Inicialmente os empréstimos consignados eram oferecidos exclusivamente a servidores públicos e aposentados. No entanto, tem sido comum empresas privadas fazerem convênio com bancos para que o disponibilizem também a empregados da iniciativa privada. “É, inclusive, algo interessante de ser colocado nas mesas de negociação entre empresas e empregados porque possibilita, aos funcionários, obter empréstimos a juros menores”, observa Rodrigo Alexandre.
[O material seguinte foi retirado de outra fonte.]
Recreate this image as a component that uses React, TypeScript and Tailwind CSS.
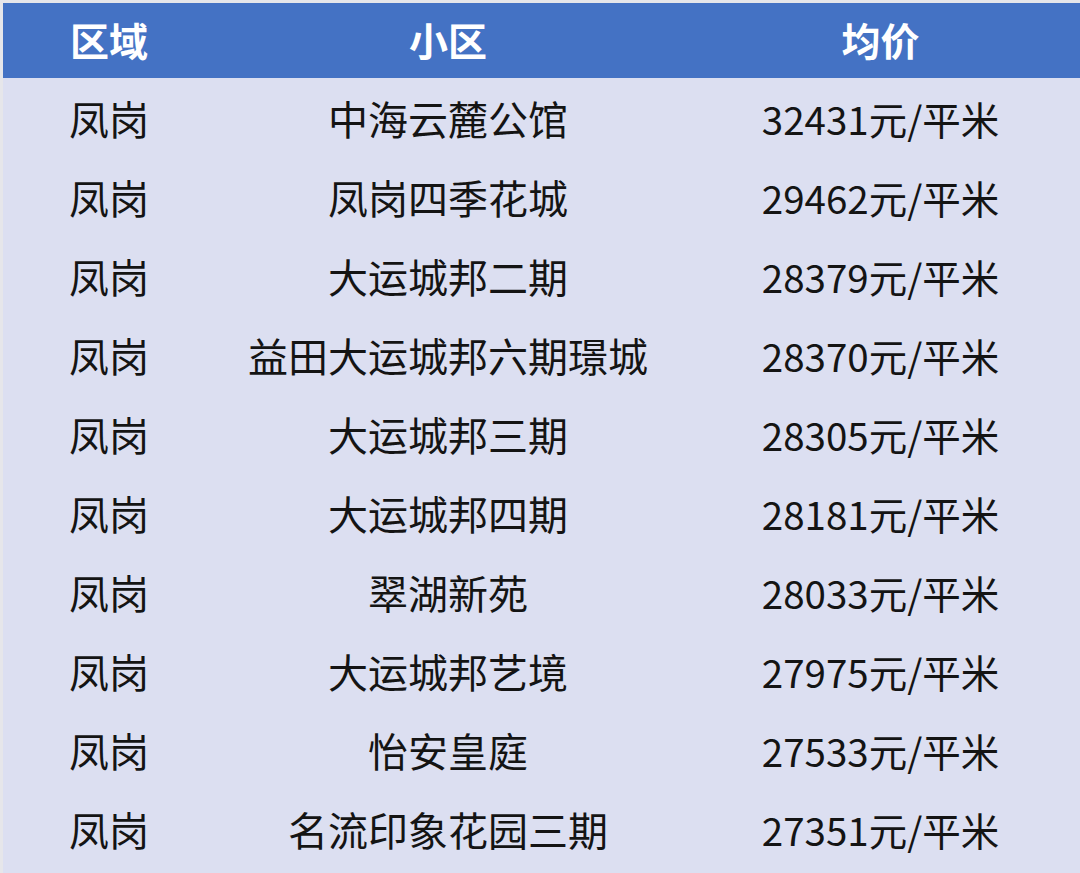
const ROWS = [
  { area: "凤岗", name: "中海云麓公馆", price: "32431" },
  { area: "凤岗", name: "凤岗四季花城", price: "29462" },
  { area: "凤岗", name: "大运城邦二期", price: "28379" },
  { area: "凤岗", name: "益田大运城邦六期璟城", price: "28370" },
  { area: "凤岗", name: "大运城邦三期", price: "28305" },
  { area: "凤岗", name: "大运城邦四期", price: "28181" },
  { area: "凤岗", name: "翠湖新苑", price: "28033" },
  { area: "凤岗", name: "大运城邦艺境", price: "27975" },
  { area: "凤岗", name: "怡安皇庭", price: "27533" },
  { area: "凤岗", name: "名流印象花园三期", price: "27351" },
]

const font = { fontFamily: '"Noto Sans CJK SC", "Noto Sans", sans-serif' }

export default function App() {
  return (
    <div className="w-[1080px] h-[873px] overflow-hidden bg-[#e6e6ea] pt-[3px] pl-[3px]" style={font}>
      <div className="bg-[#dcdff1] h-full">
        {/* header */}
        <div className="grid grid-cols-[212px_466px_1fr] h-[75px] items-center bg-[#4472c4] text-white font-bold text-[39px] leading-none">
          <div className="text-center pb-[2px]">区域</div>
          <div className="text-center pb-[2px]">小区</div>
          <div className="text-center pb-[2px]">均价</div>
        </div>

        {/* rows */}
        {ROWS.map((r, i) => (
          <div
            key={i}
            className="grid grid-cols-[212px_466px_1fr] h-[79px] items-center leading-none text-[#141414] pt-[1px]"
          >
            <div className="text-center text-[40px]">{r.area}</div>
            <div className="text-center text-[40px]">{r.name}</div>
            <div className="text-center text-[38.5px]">{r.price}元/平米</div>
          </div>
        ))}
      </div>
    </div>
  )
}
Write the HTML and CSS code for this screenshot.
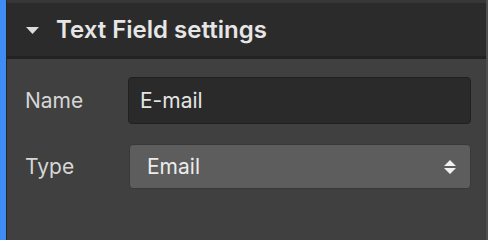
FILE: index.html
```html
<!DOCTYPE html>
<html lang="en">
<head>
<meta charset="utf-8">
<title>Text Field settings</title>
<link rel="stylesheet" href="styles.css">
</head>
<body>
<div class="app">
  <div class="accent"></div>
  <div class="edge"></div>
  <section class="panel">
    <div class="top-strip"></div>
    <header class="header">
      <svg class="caret" width="13" height="7" viewBox="0 0 13 7" aria-hidden="true"><path d="M0 0H13L6.5 7Z" fill="#dcdcdc"/></svg>
      <span class="title">Text Field settings</span>
    </header>
    <div class="body">
      <div class="row">
        <span class="label">Name</span>
        <div class="field input">E-mail</div>
      </div>
      <div class="row">
        <span class="label">Type</span>
        <div class="field select">
          <span>Email</span>
          <svg class="arrows" width="12" height="14" viewBox="0 0 12 14" aria-hidden="true"><path d="M6 0L12 6H0Z M0 8H12L6 14Z" fill="#f0f0f0"/></svg>
        </div>
      </div>
    </div>
  </section>
  <div class="scroll"></div>
</div>
</body>
</html>
```
FILE: styles.css
```css
html, body {
  margin: 0;
  padding: 0;
}
body {
  width: 488px;
  overflow: hidden;
  background: #404040;
  font-family: Inter, "Noto Sans", sans-serif;
  color: #e2e2e2;
}
.app {
  display: flex;
  height: 100vh;
  min-height: 210px;
}
.accent {
  width: 6px;
  background: #3f8cf4;
}
.edge {
  width: 1px;
  background: #262626;
}
.panel {
  flex: 1;
  display: flex;
  flex-direction: column;
  background: #404040;
}
.scroll {
  width: 2px;
  background: #4e4e4e;
}
.top-strip {
  height: 3px;
  background: #373737;
}
.header {
  height: 53px;
  background: #2b2b2b;
  border-bottom: 3px solid #222222;
  display: flex;
  align-items: center;
  padding-left: 19px;
  gap: 17px;
}
.caret {
  display: block;
  margin-top: 1px;
}
.title {
  font-size: 24px;
  font-weight: 600;
  color: #e6e6e6;
}
.body {
  padding: 18px 0 0 18px;
  display: flex;
  flex-direction: column;
  gap: 20px;
}
.row {
  display: flex;
  align-items: center;
}
.label {
  width: 103px;
  font-size: 21px;
  color: #d6d6d6;
}
.field {
  box-sizing: border-box;
  width: 343px;
  border-radius: 4px;
  font-size: 21px;
  display: flex;
  align-items: center;
}
.input {
  height: 47px;
  background: #2a2a2a;
  border: 1px solid #202020;
  padding-left: 11px;
  color: #e4e4e4;
}
.select {
  height: 45px;
  margin-left: 1px;
  width: 342px;
  background: #5d5d5d;
  border: 1px solid #383838;
  padding-left: 17px;
  padding-right: 14px;
  justify-content: space-between;
  color: #ececec;
}
.arrows {
  display: block;
}
```
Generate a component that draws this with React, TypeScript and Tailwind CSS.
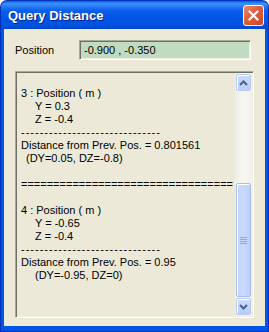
import React from "react";

const lines: { t: string; x: number; kind?: "dash" | "eq" }[] = [
  { t: "", x: 4 },
  { t: "3 : Position ( m )", x: 4 },
  { t: "Y = 0.3", x: 18 },
  { t: "Z = -0.4", x: 18 },
  { t: "-".repeat(30), x: 4, kind: "dash" },
  { t: "Distance from Prev. Pos. = 0.801561", x: 4 },
  { t: "(DY=0.05, DZ=-0.8)", x: 9 },
  { t: "", x: 4 },
  { t: "=".repeat(33), x: 4, kind: "eq" },
  { t: "", x: 4 },
  { t: "4 : Position ( m )", x: 4 },
  { t: "Y = -0.65", x: 18 },
  { t: "Z = -0.4", x: 18 },
  { t: "-".repeat(30), x: 4, kind: "dash" },
  { t: "Distance from Prev. Pos. = 0.95", x: 4 },
  { t: "(DY=-0.95, DZ=0)", x: 18 },
  { t: "", x: 4 },
];

function ArrowUp() {
  return (
    <svg width="9" height="6" viewBox="0 0 9 6">
      <path d="M1 5 L4.5 1.5 L8 5" fill="none" stroke="#4d6185" strokeWidth="2" />
    </svg>
  );
}
function ArrowDown() {
  return (
    <svg width="9" height="6" viewBox="0 0 9 6">
      <path d="M1 1 L4.5 4.5 L8 1" fill="none" stroke="#4d6185" strokeWidth="2" />
    </svg>
  );
}

export default function App() {
  return (
    <div
      className="w-[269px] h-[332px] flex flex-col overflow-hidden"
      style={{ fontFamily: '"Liberation Sans", Arial, sans-serif' }}
    >
      {/* Title bar */}
      <div className="h-[29px] shrink-0 rounded-t-[7px] flex items-center justify-between pl-[7px] pr-[4px] bg-[linear-gradient(to_bottom,#0a5ae6_0%,#3d94fb_10%,#2a7cf4_18%,#0a5feb_35%,#0055e5_60%,#0053e0_85%,#0046c8_100%)] border-t border-l border-r border-[#0031b8]">
        <span className="text-white font-bold text-[13px] leading-none [text-shadow:1px_1px_0_#0a1e8c] mt-[1px]">
          Query Distance
        </span>
        <div className="w-[21px] h-[21px] rounded-[3px] border border-white bg-[linear-gradient(135deg,#f08a6c_0%,#e0603e_40%,#cc4628_100%)] flex items-center justify-center">
          <svg width="11" height="11" viewBox="0 0 11 11">
            <path d="M1.5 1.5 L9.5 9.5 M9.5 1.5 L1.5 9.5" stroke="white" strokeWidth="2.2" strokeLinecap="square" />
          </svg>
        </div>
      </div>
      {/* Body with side frames */}
      <div className="flex-1 flex flex-col bg-[#0055e5] border-l border-r border-b border-[#0031b8] px-[3px] pb-[5px]">
        <div className="flex-1 bg-[#ece9d8] flex flex-col pl-[11px] pr-[11px] pt-[11px]">
          {/* Position row */}
          <div className="flex items-center h-[20px]">
            <span className="w-[64px] text-[11px] text-black leading-none">Position</span>
            <div className="w-[172px] h-[20px] bg-[#c1dbc1] border border-t-[#aca899] border-l-[#aca899] border-b-white border-r-white shadow-[inset_1px_1px_0_#716f64,inset_-1px_-1px_0_#f1efe2] flex items-center pl-[4px]">
              <span className="text-[11px] text-black leading-none">-0.900 , -0.350</span>
            </div>
          </div>
          {/* Text area */}
          <div className="mt-[11px] w-[239px] h-[247px] bg-[#ece9d8] border border-t-[#aca899] border-l-[#aca899] border-b-white border-r-white shadow-[inset_1px_1px_0_#716f64,inset_-1px_-1px_0_#f1efe2] p-[1px] flex">
            <div className="flex-1 overflow-hidden pt-[1px]">
              {lines.map((l, i) => (
                <div
                  key={i}
                  className={
                    l.kind === "dash"
                      ? "h-[13px] text-[11px] leading-[13px] text-black whitespace-nowrap tracking-[1px]"
                      : "h-[13px] text-[11px] leading-[13px] text-black whitespace-nowrap"
                  }
                  style={{ paddingLeft: l.x }}
                >
                  {l.t || "\u00a0"}
                </div>
              ))}
            </div>
            {/* Scrollbar */}
            <div className="w-[17px] h-full flex flex-col bg-[linear-gradient(to_right,#eeede5_0%,#f7f7f3_50%,#f3f1ea_100%)]">
              <div className="h-[17px] m-[1px] mb-0 rounded-[2px] border border-[#b8caf5] bg-[linear-gradient(to_bottom,#cddcfd,#b9cdfa)] flex items-center justify-center shadow-[inset_1px_1px_0_#ffffff]">
                <ArrowUp />
              </div>
              <div className="flex-1 flex flex-col pt-[92px] pb-[1px]">
                <div className="flex-1 mx-[1px] rounded-[2px] border border-[#a7bcf1] bg-[linear-gradient(to_right,#c5d5fd,#c9d8fd_50%,#bccefa)] shadow-[inset_1px_1px_0_#ffffff] flex items-center justify-center">
                  <div className="flex flex-col gap-[1px]">
                    <div className="w-[7px] h-[1px] bg-[#8aa6ec]" />
                    <div className="w-[7px] h-[1px] bg-[#8aa6ec]" />
                    <div className="w-[7px] h-[1px] bg-[#8aa6ec]" />
                    <div className="w-[7px] h-[1px] bg-[#8aa6ec]" />
                  </div>
                </div>
              </div>
              <div className="h-[17px] m-[1px] mt-0 rounded-[2px] border border-[#b8caf5] bg-[linear-gradient(to_bottom,#cddcfd,#b9cdfa)] flex items-center justify-center shadow-[inset_1px_1px_0_#ffffff]">
                <ArrowDown />
              </div>
            </div>
          </div>
        </div>
      </div>
    </div>
  );
}
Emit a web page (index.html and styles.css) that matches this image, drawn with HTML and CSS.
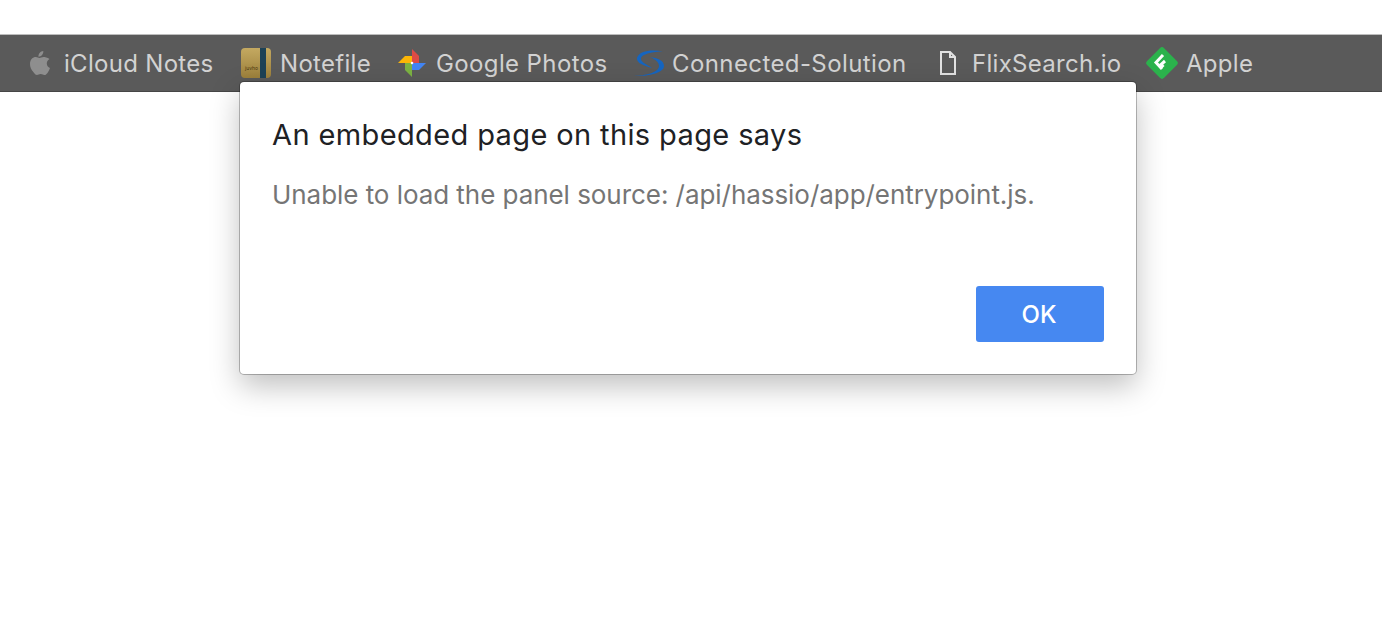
FILE: index.html
```html
<!DOCTYPE html>
<html lang="en">
<head>
    <meta charset="UTF-8">
    <title>Bookmarks</title>
    <link rel="stylesheet" href="styles.css">
</head>
<body>
    <div class="bookmarks">
        <a class="bookmark bookmark-icloud">
            <svg class="icon" width="24" height="26" viewBox="0 0 24 26">
                <path fill="#8e8e8e" d="M16.3 1c.2 1.800-.5 3.100-1.300 4.100-.9 1-2.200 1.800-3.500 1.700-.2-1.600.5-3 1.300-4C13.700 1.800 15.100 1.100 16.300 1zM22.500 8.900c-1.900 1.200-2.700 2.700-2.700 4.500 0 2.100 1.200 3.700 3.200 4.600-.5 1.500-1.200 3-2.200 4.400-1 1.400-2 2.600-3.400 2.600-1.400 0-1.900-.9-3.700-.9-1.800 0-2.400.9-3.700.9-1.400 0-2.400-1.300-3.500-2.800C4.100 20.100 3 17 3 14.100 3 9.500 5.900 7 8.800 7c1.500 0 2.800 1 3.700 1 .9 0 2.300-1 4-1 1.200 0 4 .4 6 1.900z"/>
            </svg>
            iCloud Notes
        </a>
        <a class="bookmark bookmark-notefile">
            <svg class="icon" width="30" height="30" viewBox="0 0 30 30">
                <defs>
                    <linearGradient id="notefile-cover" x1="0" y1="0" x2="0" y2="1">
                        <stop offset="0" stop-color="#c4a961"/>
                        <stop offset="1" stop-color="#9c803b"/>
                    </linearGradient>
                </defs>
                <rect width="30" height="30" rx="4" fill="url(#notefile-cover)"/>
                <rect x="19" width="6" height="30" fill="#1d4256"/>
                <text x="4" y="22" class="notefile-label">juvho</text>
            </svg>
            Notefile
        </a>
        <a class="bookmark bookmark-photos">
            <svg class="icon" width="28" height="28" viewBox="0 0 28 28">
                <path fill="#dd4b45" d="M14 14V0l7 7v7z"/>
                <path fill="#4285f4" d="M14 14h14l-7 7h-7z"/>
                <path fill="#7cb342" d="M14 14v14l-7-7v-7z"/>
                <path fill="#fbb507" d="M14 14H0l7-7h7z"/>
                <circle cx="14" cy="14" r="1.300" fill="#fff"/>
            </svg>
            Google Photos
        </a>
        <a class="bookmark bookmark-connected">
            <svg class="icon" width="30" height="26" viewBox="4 6 30 26">
                <path fill="#1565c0" d="M33 7.500C22 5 9 6.500 7 14c-1 5 7 8 15 10-6-4-12-6-11-10 1-4 12-6.500 22-6.500z"/>
                <path fill="#1565c0" d="M20 13c7 1 14 3 14 9 0 7-17 11-30 9.500 12 .5 25-3.500 25-9.500 0-4-4-7-9-9z"/>
            </svg>
            Connected-Solution
        </a>
        <a class="bookmark bookmark-flix">
            <svg class="icon" width="18" height="24" viewBox="0 0 18 24">
                <path fill="none" stroke="#e2e2e2" stroke-width="2" d="M2 1h9l5 5v17H2zM11 1v5h5"/>
            </svg>
            FlixSearch.io
        </a>
        <a class="bookmark bookmark-apple">
            <svg class="icon" width="32" height="32" viewBox="0 0 32 32">
                <rect x="4" y="4" width="24" height="24" rx="3" fill="#2bb24c" transform="rotate(45 16 16)"/>
                <path fill="none" stroke="#fff" stroke-width="3" d="M17 8l-7 7.500 6 6.500M19 14l-4 3.500 2.500 2.500"/>
            </svg>
            Apple
        </a>
    </div>

    <div class="dialog">
        <h1 class="dialog-title">An embedded page on this page says</h1>
        <p class="dialog-message">Unable to load the panel source: /api/hassio/app/entrypoint.js.</p>
        <div class="dialog-actions">
            <button class="dialog-ok">OK</button>
        </div>
    </div>
</body>
</html>
```

FILE: styles.css
```css
html, body {
    height: 100%;
}

body {
    margin: 0;
    padding-top: 34px;
    box-sizing: border-box;
    background-color: #fff;
    font-family: Inter, "Noto Sans", sans-serif;
    overflow: hidden;
}

.bookmarks {
    height: 58px;
    box-sizing: border-box;
    display: flex;
    align-items: center;
    padding-left: 27px;
    background-color: #5a5a5a;
    border-top: 1px solid #bdbdbd;
    border-bottom: 1px solid #464646;
}

.bookmark {
    display: flex;
    align-items: center;
    color: #d2d2d2;
    font-size: 24px;
    letter-spacing: 0.3px;
    white-space: nowrap;
}

.icon {
    flex-shrink: 0;
    margin-right: 10px;
}

.bookmark-icloud { width: 214px; }
.bookmark-notefile { width: 157px; }
.bookmark-photos { width: 236px; }
.bookmark-connected { width: 305px; letter-spacing: 0.4px; }
.bookmark-flix { width: 207px; }

.bookmark-icloud .icon { margin-right: 13px; }
.bookmark-notefile .icon { margin-right: 9px; }
.bookmark-photos { letter-spacing: 0.38px; }
.bookmark-connected .icon { margin-right: 8px; }
.bookmark-flix .icon { margin-right: 15px; }
.bookmark-apple .icon { margin-right: 8px; }

.notefile-label {
    font-size: 5px;
    letter-spacing: 0;
    fill: #4a3710;
}

.dialog {
    position: absolute;
    top: 82px;
    left: 240px;
    width: 896px;
    height: 292px;
    box-sizing: border-box;
    padding: 37px 32px 32px;
    display: flex;
    flex-direction: column;
    background-color: #fff;
    border-radius: 4px;
    box-shadow: 0 0 0 1px rgba(0, 0, 0, 0.25), 0 12px 30px rgba(0, 0, 0, 0.25);
}

.dialog-title {
    margin: 0;
    font-size: 29px;
    font-weight: 400;
    letter-spacing: 0.38px;
    line-height: 32px;
    color: #202124;
}

.dialog-message {
    margin: 28px 0 0;
    font-size: 26px;
    letter-spacing: -0.05px;
    line-height: 32px;
    color: #757575;
}

.dialog-actions {
    margin-top: auto;
    display: flex;
    justify-content: flex-end;
}

.dialog-ok {
    width: 128px;
    height: 56px;
    padding: 0 2px 0 0;
    border: none;
    border-radius: 3px;
    background-color: #4688f1;
    color: #fff;
    font-family: inherit;
    font-size: 24px;
    font-weight: 500;
}
```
“Mas, para isso, é fundamental comparar com o que é oferecido no mercado”, pondera. O primeiro passo para trocar para uma dívida com taxas mais baixas é o de fazer um levantamento para identificar quanto é devido e qual é o CET [Custo Efetivo Total] da dívida, para ao compará-lo com o oferecido por outras instituições financeiras, de forma a buscar o de menor percentual”, explica Rodrigo Alexandre, da Proteste.
O CET não é apenas taxa de juros, mas o percentual total que é aplicado para atualizar uma dívida, englobando todos os custos do financiamento. Nele incidem elementos como tarifas, impostos e serviços, além da taxa de juros. Ele é a principal referência para que o indivíduo possa se situar com relação ao que terá de pagar a mais, em decorrência da dívida.
O Banco Central determina que essa informação seja disponibilizada de forma clara e acessível nas simulações e nos contratos. “É este o percentual que aponta quem cobra taxas mais baratas, mas infelizmente é uma obrigação que nem todas instituições cumprem, por falta de uma fiscalização mais efetiva do BC”, alerta o advogado e pesquisador da Proteste.
O CET mais caro, como já foi informado, é o cobrado pelas empresas de cartão de crédito. De acordo com a Proteste, em segundo lugar está o cobrado por bancos tradicionais. “E em terceiro lugar vêm surgindo as Fintechs, que são startups que cuidam da parte financeira, como os bancos digitais”, complementa Rodrigo Alexandre.
Outro ponto que a Proteste chama atenção são as ofertas de anuidade gratuita para cartões de crédito, o que nem sempre é verdadeiro porque muitas vezes é uma vantagem que é ofertada apenas por um período limitado.
É comum, nesses casos, a cobrança de tarifas bastante altas depois do período de promoção. O levantamento da Proteste identificou tarifas de R$ 190 até R$ 624 para cartões básicos, e de mais de R$ 1 mil no caso de cartões diferenciados, com programas de recompensas e benefícios como seguro viagem, descontos e ingressos.
Há, no entanto, alguns bancos que não cobram essa taxa, mas condicionam isso a uma movimentação mínima mensal, o que possibilita à operadora do cartão compensar os ganhos por meio das tarifas que são pagas pelas lojas. “De qualquer forma, como hoje a concorrência é maior, há vários bancos – em especial os digitais – oferecendo cartão de crédito sem anuidade. Mas é importante que o consumidor fique atento para saber o que, de fato, está pagando”, informa Miguel Oliveira, da Anefac.
“Sempre consideramos como a melhor opção, o produto livre de anuidade”, complementa Rodrigo Alexandre.
Queixas com relação a taxas ou tarifas cobradas indevidamente por instituições financeiras, ou mesmo relacionadas à falta de clareza para as informações que obrigatoriamente devem ser apresentadas de forma clara e acessível, podem ser apresentadas primeiramente junto ao Serviço de Atendimento ao Cliente (SAC) da própria instituição, a quem cabe dar uma primeira satisfação.
“Caso a resposta não seja satisfatória, o cliente pode acionar tanto o Procon como o Banco Central. Acredito que o Procon é um processo muito mais rápido, mas pode fazer a reclamação também junto ao BC, que tem ferramenta para isso”, informa o diretor da Anefac.